▸ **WRITTEN TASK**: Omit every picture and return the rest of the data unaltered.

═══ DATA EXTRACT

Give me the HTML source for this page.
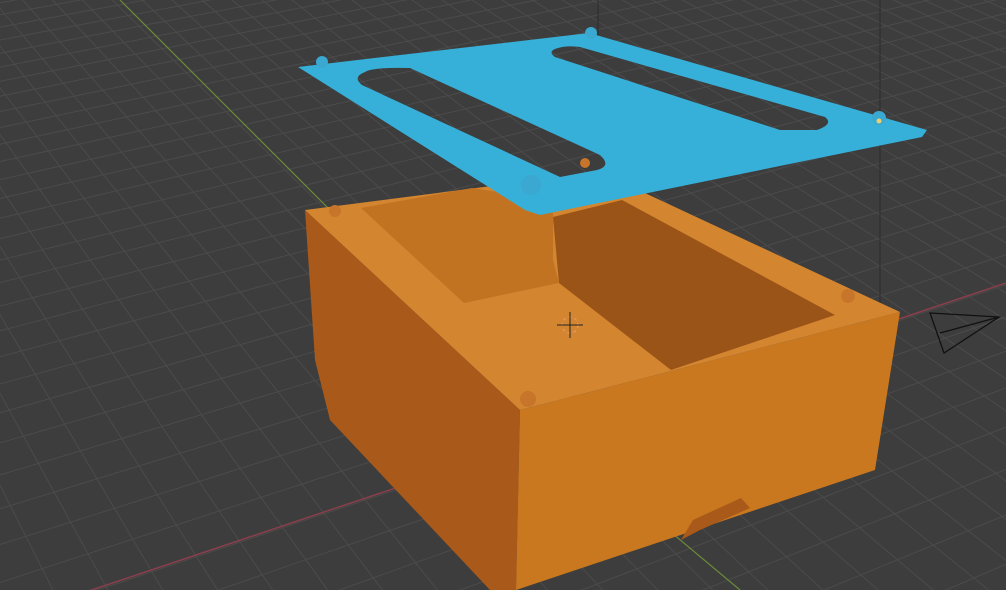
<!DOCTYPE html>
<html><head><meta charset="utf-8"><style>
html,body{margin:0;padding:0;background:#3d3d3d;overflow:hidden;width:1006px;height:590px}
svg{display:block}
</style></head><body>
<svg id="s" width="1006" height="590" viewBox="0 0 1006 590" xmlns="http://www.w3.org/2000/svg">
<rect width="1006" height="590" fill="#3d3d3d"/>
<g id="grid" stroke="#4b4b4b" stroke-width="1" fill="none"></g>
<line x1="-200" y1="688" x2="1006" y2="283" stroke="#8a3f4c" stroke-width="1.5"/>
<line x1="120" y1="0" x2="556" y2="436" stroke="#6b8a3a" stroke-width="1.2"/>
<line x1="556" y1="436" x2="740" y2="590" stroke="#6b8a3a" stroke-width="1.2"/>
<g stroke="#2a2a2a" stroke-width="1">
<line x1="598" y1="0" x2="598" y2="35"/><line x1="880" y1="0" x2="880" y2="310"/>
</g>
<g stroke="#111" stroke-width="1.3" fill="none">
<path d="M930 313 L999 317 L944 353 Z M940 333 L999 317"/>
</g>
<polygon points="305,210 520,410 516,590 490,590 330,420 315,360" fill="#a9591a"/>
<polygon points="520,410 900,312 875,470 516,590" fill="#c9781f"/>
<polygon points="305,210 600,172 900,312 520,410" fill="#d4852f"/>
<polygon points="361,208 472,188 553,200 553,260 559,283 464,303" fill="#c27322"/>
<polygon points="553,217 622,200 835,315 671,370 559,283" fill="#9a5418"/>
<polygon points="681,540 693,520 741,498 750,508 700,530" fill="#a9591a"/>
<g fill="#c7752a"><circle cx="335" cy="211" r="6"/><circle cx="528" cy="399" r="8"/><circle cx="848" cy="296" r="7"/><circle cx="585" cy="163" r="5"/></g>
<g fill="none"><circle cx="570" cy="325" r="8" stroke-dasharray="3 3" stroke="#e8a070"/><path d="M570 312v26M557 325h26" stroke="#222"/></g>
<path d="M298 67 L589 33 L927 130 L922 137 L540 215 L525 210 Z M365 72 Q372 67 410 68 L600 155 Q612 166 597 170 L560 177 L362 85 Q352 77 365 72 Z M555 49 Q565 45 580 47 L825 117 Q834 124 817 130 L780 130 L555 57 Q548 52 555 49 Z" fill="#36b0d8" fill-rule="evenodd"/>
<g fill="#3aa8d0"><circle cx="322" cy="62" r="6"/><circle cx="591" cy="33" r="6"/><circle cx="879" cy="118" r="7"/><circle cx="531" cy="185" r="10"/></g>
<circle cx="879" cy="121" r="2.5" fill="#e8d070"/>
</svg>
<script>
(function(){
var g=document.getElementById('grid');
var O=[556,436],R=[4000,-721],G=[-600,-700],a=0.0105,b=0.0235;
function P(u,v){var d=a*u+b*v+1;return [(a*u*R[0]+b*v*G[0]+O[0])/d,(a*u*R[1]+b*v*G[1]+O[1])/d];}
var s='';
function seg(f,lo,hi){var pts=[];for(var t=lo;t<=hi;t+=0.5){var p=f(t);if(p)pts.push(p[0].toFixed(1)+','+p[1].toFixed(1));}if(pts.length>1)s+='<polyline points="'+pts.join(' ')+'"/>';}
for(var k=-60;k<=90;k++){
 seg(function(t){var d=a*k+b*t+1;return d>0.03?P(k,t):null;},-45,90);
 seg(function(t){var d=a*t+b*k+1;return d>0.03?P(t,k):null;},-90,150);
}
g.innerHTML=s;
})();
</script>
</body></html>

══════

▸ **FINAL ANSWER**:
Give me the HTML source for this page.
<!DOCTYPE html>
<html><head><meta charset="utf-8"><style>
html,body{margin:0;padding:0;background:#3d3d3d;overflow:hidden;width:1006px;height:590px}
svg{display:block}
</style></head><body>
<svg id="s" width="1006" height="590" viewBox="0 0 1006 590" xmlns="http://www.w3.org/2000/svg">
<rect width="1006" height="590" fill="#3d3d3d"/>
<g id="grid" stroke="#4b4b4b" stroke-width="1" fill="none"></g>
<line x1="-200" y1="688" x2="1006" y2="283" stroke="#8a3f4c" stroke-width="1.5"/>
<line x1="120" y1="0" x2="556" y2="436" stroke="#6b8a3a" stroke-width="1.2"/>
<line x1="556" y1="436" x2="740" y2="590" stroke="#6b8a3a" stroke-width="1.2"/>
<g stroke="#2a2a2a" stroke-width="1">
<line x1="598" y1="0" x2="598" y2="35"/><line x1="880" y1="0" x2="880" y2="310"/>
</g>
<g stroke="#111" stroke-width="1.3" fill="none">
<path d="M930 313 L999 317 L944 353 Z M940 333 L999 317"/>
</g>
<polygon points="305,210 520,410 516,590 490,590 330,420 315,360" fill="#a9591a"/>
<polygon points="520,410 900,312 875,470 516,590" fill="#c9781f"/>
<polygon points="305,210 600,172 900,312 520,410" fill="#d4852f"/>
<polygon points="361,208 472,188 553,200 553,260 559,283 464,303" fill="#c27322"/>
<polygon points="553,217 622,200 835,315 671,370 559,283" fill="#9a5418"/>
<polygon points="681,540 693,520 741,498 750,508 700,530" fill="#a9591a"/>
<g fill="#c7752a"><circle cx="335" cy="211" r="6"/><circle cx="528" cy="399" r="8"/><circle cx="848" cy="296" r="7"/><circle cx="585" cy="163" r="5"/></g>
<g fill="none"><circle cx="570" cy="325" r="8" stroke-dasharray="3 3" stroke="#e8a070"/><path d="M570 312v26M557 325h26" stroke="#222"/></g>
<path d="M298 67 L589 33 L927 130 L922 137 L540 215 L525 210 Z M365 72 Q372 67 410 68 L600 155 Q612 166 597 170 L560 177 L362 85 Q352 77 365 72 Z M555 49 Q565 45 580 47 L825 117 Q834 124 817 130 L780 130 L555 57 Q548 52 555 49 Z" fill="#36b0d8" fill-rule="evenodd"/>
<g fill="#3aa8d0"><circle cx="322" cy="62" r="6"/><circle cx="591" cy="33" r="6"/><circle cx="879" cy="118" r="7"/><circle cx="531" cy="185" r="10"/></g>
<circle cx="879" cy="121" r="2.5" fill="#e8d070"/>
</svg>
<script>
(function(){
var g=document.getElementById('grid');
var O=[556,436],R=[4000,-721],G=[-600,-700],a=0.0105,b=0.0235;
function P(u,v){var d=a*u+b*v+1;return [(a*u*R[0]+b*v*G[0]+O[0])/d,(a*u*R[1]+b*v*G[1]+O[1])/d];}
var s='';
function seg(f,lo,hi){var pts=[];for(var t=lo;t<=hi;t+=0.5){var p=f(t);if(p)pts.push(p[0].toFixed(1)+','+p[1].toFixed(1));}if(pts.length>1)s+='<polyline points="'+pts.join(' ')+'"/>';}
for(var k=-60;k<=90;k++){
 seg(function(t){var d=a*k+b*t+1;return d>0.03?P(k,t):null;},-45,90);
 seg(function(t){var d=a*t+b*k+1;return d>0.03?P(t,k):null;},-90,150);
}
g.innerHTML=s;
})();
</script>
</body></html>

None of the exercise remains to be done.